Il passo che segue è tratto dal sito enciclopediadelledonne.it :
“La lettura dei libri femministi di Germaine Greer, Betty Friedan, Simone de Beauvoir alimenta nuove idee, finché nel 1970, grazie a un collega di lavoro (il Poeta), che le apre nuovi orizzonti culturali e di cui diviene l’amante, incominciano i contatti con un militante sandinista e l’impegno politico. Gioconda inizia una doppia vita: in apparenza è ancora una perfetta signora borghese, ma, in realtà è un’adultera e una fiancheggiatrice del Fronte Sandinista di Liberazione Nazionale. Nel 1975 affida le sue figlie ai genitori perché costretta a rifugiarsi all’estero per evitare l’arresto.

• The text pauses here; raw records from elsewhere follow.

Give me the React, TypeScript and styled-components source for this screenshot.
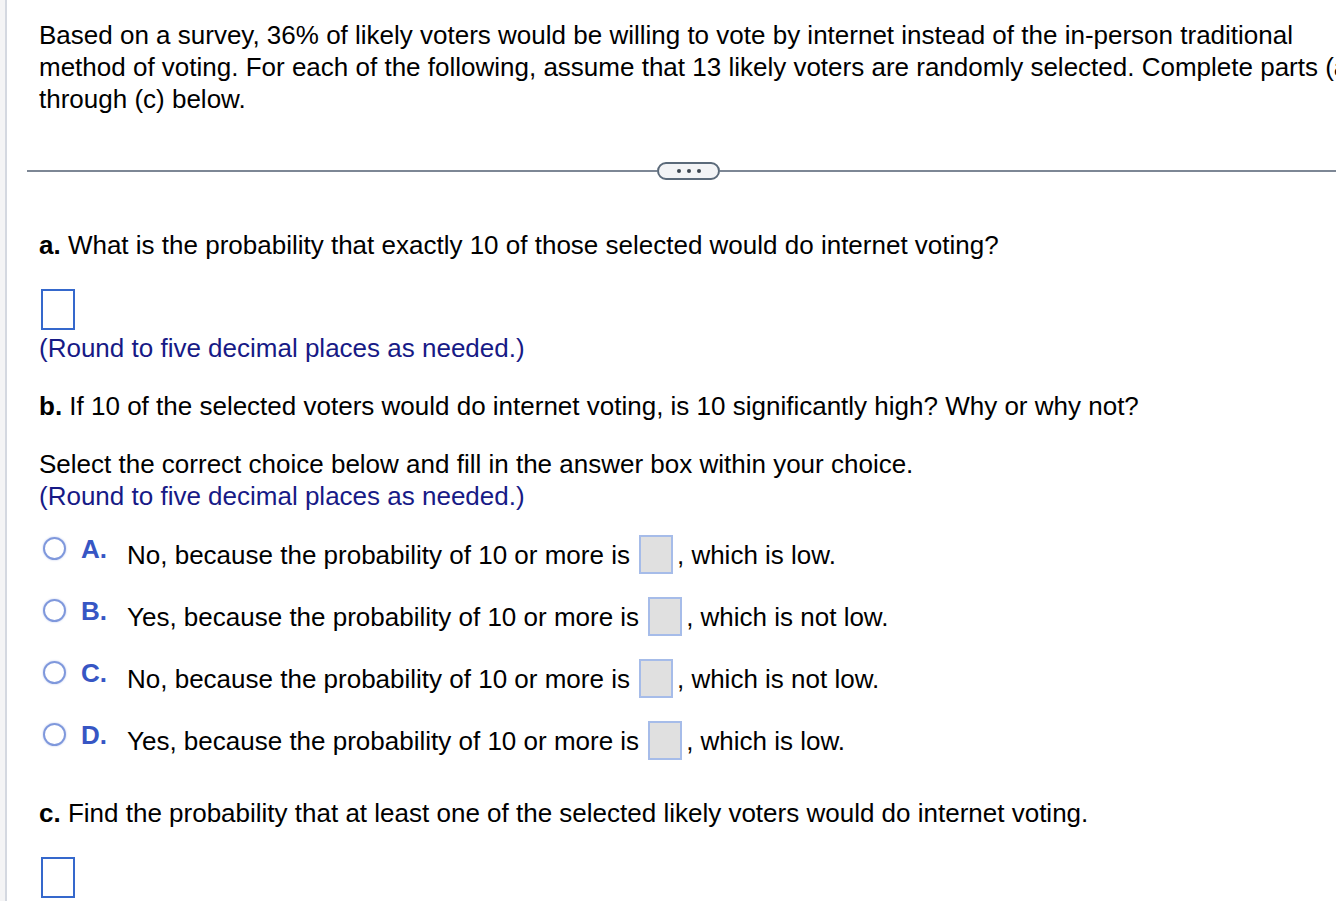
import styled, { createGlobalStyle } from 'styled-components';

const GlobalStyle = createGlobalStyle`
    html, body {
        margin: 0;
        padding: 0;
        background: #ffffff;
        overflow: hidden;
    }
    body {
        font-family: "Liberation Sans", Arial, sans-serif;
        color: #000000;
    }
`;

const Page = styled.div`
    display: flex;
    min-height: 901px;
    width: 1336px;
    overflow: hidden;
`;

const Rail = styled.div`
    flex: 0 0 5px;
    background: #f4f4f5;
    border-right: 2px solid #d4d8e0;
`;

const Content = styled.div`
    flex: 0 0 auto;
    width: 1360px;
    padding: 19px 0 0 32px;
    font-size: 26px;
    line-height: 32px;
`;

const Intro = styled.p`
    margin: 0;
    width: 1322px;
`;

const Divider = styled.div`
    display: flex;
    align-items: center;
    margin: 47px 0 0 -12px;
    width: 1340px;
    height: 18px;
`;

const Line = styled.div<{ grow?: boolean }>`
    height: 2px;
    background: #7d8795;
    ${p => (p.grow ? 'flex: 1;' : 'flex: 0 0 630px;')}
`;

const MoreButton = styled.div`
    display: flex;
    align-items: center;
    justify-content: center;
    gap: 6px;
    width: 63px;
    height: 18px;
    box-sizing: border-box;
    border: 2px solid #5b6a7a;
    border-radius: 9px;
    background: #f3f4f6;
`;

const Dot = styled.span`
    width: 4px;
    height: 4px;
    border-radius: 50%;
    background: #3d4650;
`;

const Question = styled.p<{ top: number }>`
    margin: ${p => p.top}px 0 0;
`;

const Bold = styled.b`
    font-weight: bold;
`;

const Hint = styled.p<{ top?: number }>`
    margin: ${p => p.top ?? 0}px 0 0;
    color: #171a86;
`;

const AnswerBox = styled.div<{ top: number }>`
    width: 34px;
    height: 41px;
    box-sizing: border-box;
    margin: ${p => p.top}px 0 0 2px;
    border: 2px solid #3568cc;
    background: #ffffff;
`;

const Options = styled.div`
    display: flex;
    flex-direction: column;
    gap: 23px;
    margin-top: 23px;
`;

const Option = styled.div`
    display: flex;
    align-items: center;
    height: 39px;
`;

const Radio = styled.span`
    flex: 0 0 auto;
    width: 23px;
    height: 23px;
    box-sizing: border-box;
    margin: 0 0 12px 4px;
    border-radius: 50%;
    border: 2px solid #7f98dc;
    box-shadow: 0 0 2px rgba(90, 120, 210, 0.45);
`;

const Letter = styled.span`
    flex: 0 0 46px;
    margin: 0 0 12px 15px;
    font-weight: bold;
    color: #3756c4;
`;

const SmallBox = styled.span`
    display: inline-block;
    width: 34px;
    height: 39px;
    box-sizing: border-box;
    margin: 0 4px 0 9px;
    border: 2px solid #a6bce9;
    background: #e0e0e0;
`;

const options = [
    { letter: 'A.', lead: 'No, because the probability of 10 or more is', tail: ', which is low.' },
    { letter: 'B.', lead: 'Yes, because the probability of 10 or more is', tail: ', which is not low.' },
    { letter: 'C.', lead: 'No, because the probability of 10 or more is', tail: ', which is not low.' },
    { letter: 'D.', lead: 'Yes, because the probability of 10 or more is', tail: ', which is low.' },
];

export default function App() {
    return (
        <>
            <GlobalStyle />
            <Page>
                <Rail />
                <Content>
                    <Intro>
                        Based on a survey, 36% of likely voters would be willing to vote by internet instead of the
                        in-person traditional method of voting. For each of the following, assume that 13 likely
                        voters are randomly selected. Complete parts (a) through (c) below.
                    </Intro>

                    <Divider>
                        <Line />
                        <MoreButton>
                            <Dot />
                            <Dot />
                            <Dot />
                        </MoreButton>
                        <Line grow />
                    </Divider>

                    <Question top={49}>
                        <Bold>a.</Bold> What is the probability that exactly 10 of those selected would do internet voting?
                    </Question>
                    <AnswerBox top={28} />
                    <Hint top={2}>(Round to five decimal places as needed.)</Hint>

                    <Question top={26}>
                        <Bold>b.</Bold> If 10 of the selected voters would do internet voting, is 10 significantly high? Why or why not?
                    </Question>
                    <Question top={26}>Select the correct choice below and fill in the answer box within your choice.</Question>
                    <Hint>(Round to five decimal places as needed.)</Hint>

                    <Options>
                        {options.map(o => (
                            <Option key={o.letter}>
                                <Radio />
                                <Letter>{o.letter}</Letter>
                                <span>{o.lead}</span>
                                <SmallBox />
                                <span>{o.tail}</span>
                            </Option>
                        ))}
                    </Options>

                    <Question top={37}>
                        <Bold>c.</Bold> Find the probability that at least one of the selected likely voters would do internet voting.
                    </Question>
                    <AnswerBox top={28} />
                </Content>
            </Page>
        </>
    );
}
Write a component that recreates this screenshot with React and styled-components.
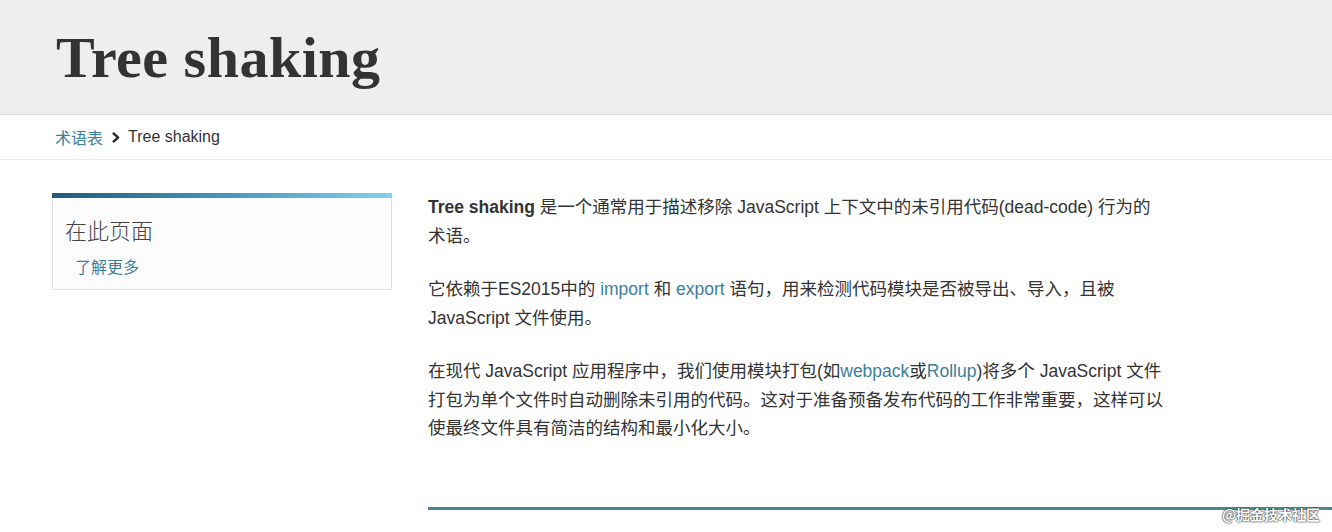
import React from "react";
import styled, { createGlobalStyle } from "styled-components";

const GlobalStyle = createGlobalStyle`
  html, body {
    margin: 0;
    padding: 0;
    background: #fff;
  }
  body {
    width: 1332px;
    height: 532px;
    overflow: hidden;
    color: #333;
    font-family: "Liberation Sans", "Noto Sans CJK SC", sans-serif;
  }
`;

const text = {
  dark: "#333",
  link: "#3d7e9a",
};

const StyledPage = styled.div`
  position: relative;
  display: flex;
  flex-direction: column;
  height: 532px;
`;

const StyledTitleBar = styled.header`
  background: #eee;
  height: 115px;
  box-sizing: border-box;
  border-bottom: 1px solid #dcdcdc;
  padding: 29px 0 0 56px;
`;

const StyledTitle = styled.h1`
  margin: 0;
  font-family: "Liberation Serif", "DejaVu Serif", serif;
  font-weight: bold;
  font-size: 58px;
  letter-spacing: 0.5px;
  color: ${text.dark};
  line-height: 1;
`;

const StyledCrumbs = styled.nav`
  height: 44px;
  border-bottom: 1px solid #ececec;
  display: flex;
  align-items: center;
  padding-left: 55px;
  font-size: 16px;
  gap: 7px;
`;

const StyledCrumbLink = styled.a`
  color: ${text.link};
  text-decoration: none;
`;

const StyledChevron = styled.svg`
  width: 11px;
  height: 13px;
`;

const StyledBody = styled.div`
  display: flex;
  flex-direction: row;
  padding: 33px 0 0 52px;
  gap: 36px;
  flex: 1;
`;

const StyledSidebar = styled.aside`
  width: 338px;
  align-self: flex-start;
  background: #fcfcfc;
  border: 1px solid #e0e0e0;
  border-top: none;
`;

const StyledGradient = styled.div`
  height: 5px;
  margin: 0 -1px;
  background: linear-gradient(to right, #1f5c7a, #4a9cc0 55%, #83d0f2);
`;

const StyledSideHeader = styled.h2`
  margin: 0;
  padding: 16px 12px 0;
  font-family: "Noto Sans CJK SC", serif;
  font-weight: 300;
  font-size: 22px;
  line-height: 30px;
  color: #444;
`;

const StyledSideLink = styled.a`
  display: block;
  padding: 13px 22px 10px;
  font-size: 16px;
  line-height: 22px;
  color: ${text.link};
  text-decoration: none;
`;

const StyledArticle = styled.article`
  width: 742px;
  display: flex;
  flex-direction: column;
`;

const StyledText = styled.p`
  margin: 0 0 25px;
  font-size: 17.5px;
  line-height: 28.5px;
  color: ${text.dark};
`;

const StyledKeep = styled.span`
  white-space: nowrap;
`;

const StyledLink = styled.a`
  color: ${text.link};
  text-decoration: none;
`;

const StyledRule = styled.div`
  margin-top: 39px;
  width: 904px;
  height: 3px;
  background: #4a8a8f;
`;

const StyledWatermark = styled.span`
  position: absolute;
  right: 12px;
  bottom: 8px;
  font-size: 14px;
  font-weight: bold;
  color: #fff;
  text-shadow: 0 0 2px #222, 0 0 1px #222;
  font-family: "Noto Sans CJK SC", sans-serif;
`;

function App() {
  return (
    <StyledPage>
      <GlobalStyle />
      <StyledTitleBar>
        <StyledTitle>Tree shaking</StyledTitle>
      </StyledTitleBar>
      <StyledCrumbs>
        <StyledCrumbLink href="#">术语表</StyledCrumbLink>
        <StyledChevron viewBox="0 0 11 13">
          <path d="M3 1.8 L8 6.5 L3 11.2" fill="none" stroke="#222" strokeWidth="2.4" />
        </StyledChevron>
        <span>Tree shaking</span>
      </StyledCrumbs>
      <StyledBody>
        <StyledSidebar>
          <StyledGradient />
          <StyledSideHeader>在此页面</StyledSideHeader>
          <StyledSideLink href="#">了解更多</StyledSideLink>
        </StyledSidebar>
        <StyledArticle>
          <StyledText>
            <strong>Tree shaking</strong> 是一个通常用于描述移除 JavaScript 上下文中的未引用代码(dead-code) 行为的<StyledKeep>术语。</StyledKeep>
          </StyledText>
          <StyledText>
            它依赖于ES2015中的 <StyledLink href="#">import</StyledLink> 和 <StyledLink href="#">export</StyledLink> 语句，用来检测代码模块是否被导出、导入，且被 JavaScript 文件使用。
          </StyledText>
          <StyledText>
            在现代 JavaScript 应用程序中，我们使用模块打包(如<StyledLink href="#">webpack</StyledLink>或<StyledLink href="#">Rollup</StyledLink>)将多个 JavaScript 文件打包为单个文件时自动删除未引用的代码。这对于准备预备发布代码的工作非常重要，这样可以使最终文件具有简洁的结构和最小化大小。
          </StyledText>
          <StyledRule />
        </StyledArticle>
      </StyledBody>
      <StyledWatermark>@掘金技术社区</StyledWatermark>
    </StyledPage>
  );
}

export default App;
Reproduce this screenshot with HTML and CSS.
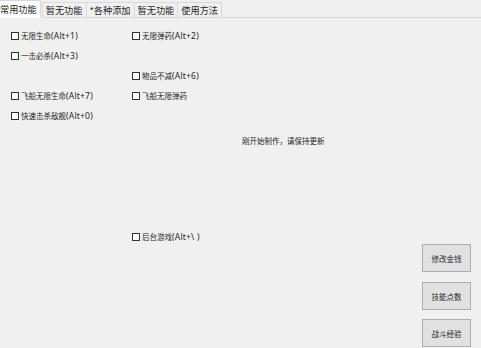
FILE: index.html
```html
<!DOCTYPE html>
<html>
<head>
<meta charset="utf-8">
<link rel="stylesheet" href="styles.css">
</head>
<body>
<div class="window">
  <div class="tabs">
    <div class="tab selected">常用功能</div>
    <div class="tab">暂无功能</div>
    <div class="tab">*各种添加</div>
    <div class="tab">暂无功能</div>
    <div class="tab">使用方法</div>
    <div class="tab-fill"></div>
  </div>
  <div class="page">
    <div class="main">
      <div class="row">
        <label class="cb c1"><span class="box"></span>无限生命<span class="lat">(Alt+1)</span></label>
        <label class="cb c2"><span class="box"></span>无限弹药<span class="lat">(Alt+2)</span></label>
      </div>
      <div class="row">
        <label class="cb c1"><span class="box"></span>一击必杀<span class="lat">(Alt+3)</span></label>
      </div>
      <div class="row r3">
        <label class="cb c2"><span class="box"></span>物品不减<span class="lat">(Alt+6)</span></label>
      </div>
      <div class="row">
        <label class="cb c1"><span class="box"></span>飞船无限生命<span class="lat">(Alt+7)</span></label>
        <label class="cb c2"><span class="box"></span>飞船无限弹药</label>
      </div>
      <div class="row">
        <label class="cb c1"><span class="box"></span>快速击杀敌舰<span class="lat">(Alt+0)</span></label>
      </div>
      <div class="note">刚开始制作，请保持更新</div>
      <div class="row bottom">
        <label class="cb c2"><span class="box"></span>后台游戏<span class="lat">(Alt+\ )</span></label>
      </div>
    </div>
    <div class="side">
      <button class="btn b1">修改金钱</button>
      <button class="btn b2">技能点数</button>
      <button class="btn b3">战斗经验</button>
    </div>
  </div>
</div>
</body>
</html>
```
FILE: styles.css
```css
* { box-sizing: border-box; }
html, body { margin: 0; padding: 0; }
body {
  background: #f0f0f0;
  font-family: "Noto Sans CJK SC", "Noto Sans", sans-serif;
  font-size: 7.5px;
  color: #262626;
  width: 481px;
  height: 348px;
  overflow: hidden;
}
.window { width: 481px; height: 348px; display: flex; flex-direction: column; }
.tabs {
  display: flex;
  height: 18px;
  align-items: flex-end;
  font-size: 9.2px;
}
.tab {
  height: 16px;
  line-height: 14px;
  padding: 0 3px 0 3px;
  border: 1px solid #d9d9d9;
  margin-left: -1px;
  background: #f0f0f0;
  white-space: nowrap;
}
.tab.selected {
  height: 18px;
  line-height: 16px;
  padding: 0 3px 0 0;
  margin-left: 0;
  background: #ffffff;
  border-left: none;
  border-bottom: 1px solid #ffffff;
  position: relative;
  z-index: 1;
  margin-right: 2px;
}
.tab-fill { flex: 1; border-bottom: 1px solid #d9d9d9; height: 1px; }
.page { flex: 1; display: flex; }
.main { flex: 1; padding-top: 8px; }
.row { height: 20px; display: flex; align-items: center; }
.row.r3 { height: 19px; }
.row.r3 + .row { height: 21px; }
.cb { display: flex; align-items: center; white-space: nowrap; line-height: 10px; }
.lat { font-family: "Noto Sans", sans-serif; font-size: 8.5px; letter-spacing: 0.2px; }
.c1 { width: 121px; margin-left: 11px; }
.c2 { margin-left: 132px; }
.c1 + .c2 { margin-left: 0; }
.box {
  width: 8px; height: 8px;
  border: 1px solid #333;
  background: #fff;
  margin-right: 2px;
  flex: none;
}
.note { margin: 8px 0 0 242px; height: 14px; line-height: 14px; }
.row.bottom { margin-top: 79px; }
.side { width: 59px; display: flex; flex-direction: column; padding-top: 226px; }
.btn {
  width: 49px;
  height: 28px;
  background: #e1e1e1;
  border: 1px solid #adadad;
  font-family: inherit;
  font-size: 7.5px;
  padding: 0;
  color: #262626;
  flex: none;
}
.b2 { margin-top: 10px; }
.b3 { margin-top: 9px; }
```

Gioconda racconterà di quegli anni nel suo primo romanzo, pubblicato nel 1988, La donna abitata, in cui leggenda e realtà si mescolano armonicamente attraverso la storia di due donne, vissute in epoche diverse, un’india che combatte contro i conquistadores e una donna moderna che vive sotto una feroce dittatura centroamericana, le cui vite si incontrano magicamente nell’amore e nella guerriglia. (…)
Il 20 luglio 1979, dopo la vittoria della rivoluzione sandinista, Gioconda può tornare finalmente a Managua e le viene affidata la direzione della televisione di stato.”
Potrebbe essere l’inizio di un periodo di tranquillità, ma crisi devastanti la attendono sul piano politico e su quello personale con una serie di amori molto passionali, ma sfortunati e traumatici.
Dalla metà degli anni Ottanta Gioconda Belli trova finalmente la serenità sentimentale sposando l’italo-americano Charlie Castaldi. Da allora vive in California a Santa Monica, continuando la sua attività di poeta e scrittrice, ma la tranquillità politica è ancora ben lontana: insieme ad altri intellettuali esprime la sua opposizione al regime di Daniel Ortega e nel 2023 un tribunale del Nicaragua la priva della cittadinanza in quanto “traditrice della patria”.
[1] L’autrice, con questo nome cita se stessa: Faguas è la città immaginaria del centro America in cui Gioconda Belli ha ambientato il suo romanzo più famoso, La donna abitata scritto nel 1988 e pubblicato in Italia nel 1995.
[2] Faccio notare in proposito che in tutto il libro verrà sempre definita “presidentessa”, il che sospetto sia da attribuirsi alla traduttrice e non credo che l’autrice l’avrebbe approvato. Perché la desinenza in “essa”? Presidente è il participio presente del verbo presiedere. È vero che la consuetudine ha prevalso in espressioni come studentessa e dottoressa, ma “presidentessa” ha nell’italiano qualcosa di svalutativo che secondo me andrebbe per sempre dimenticato.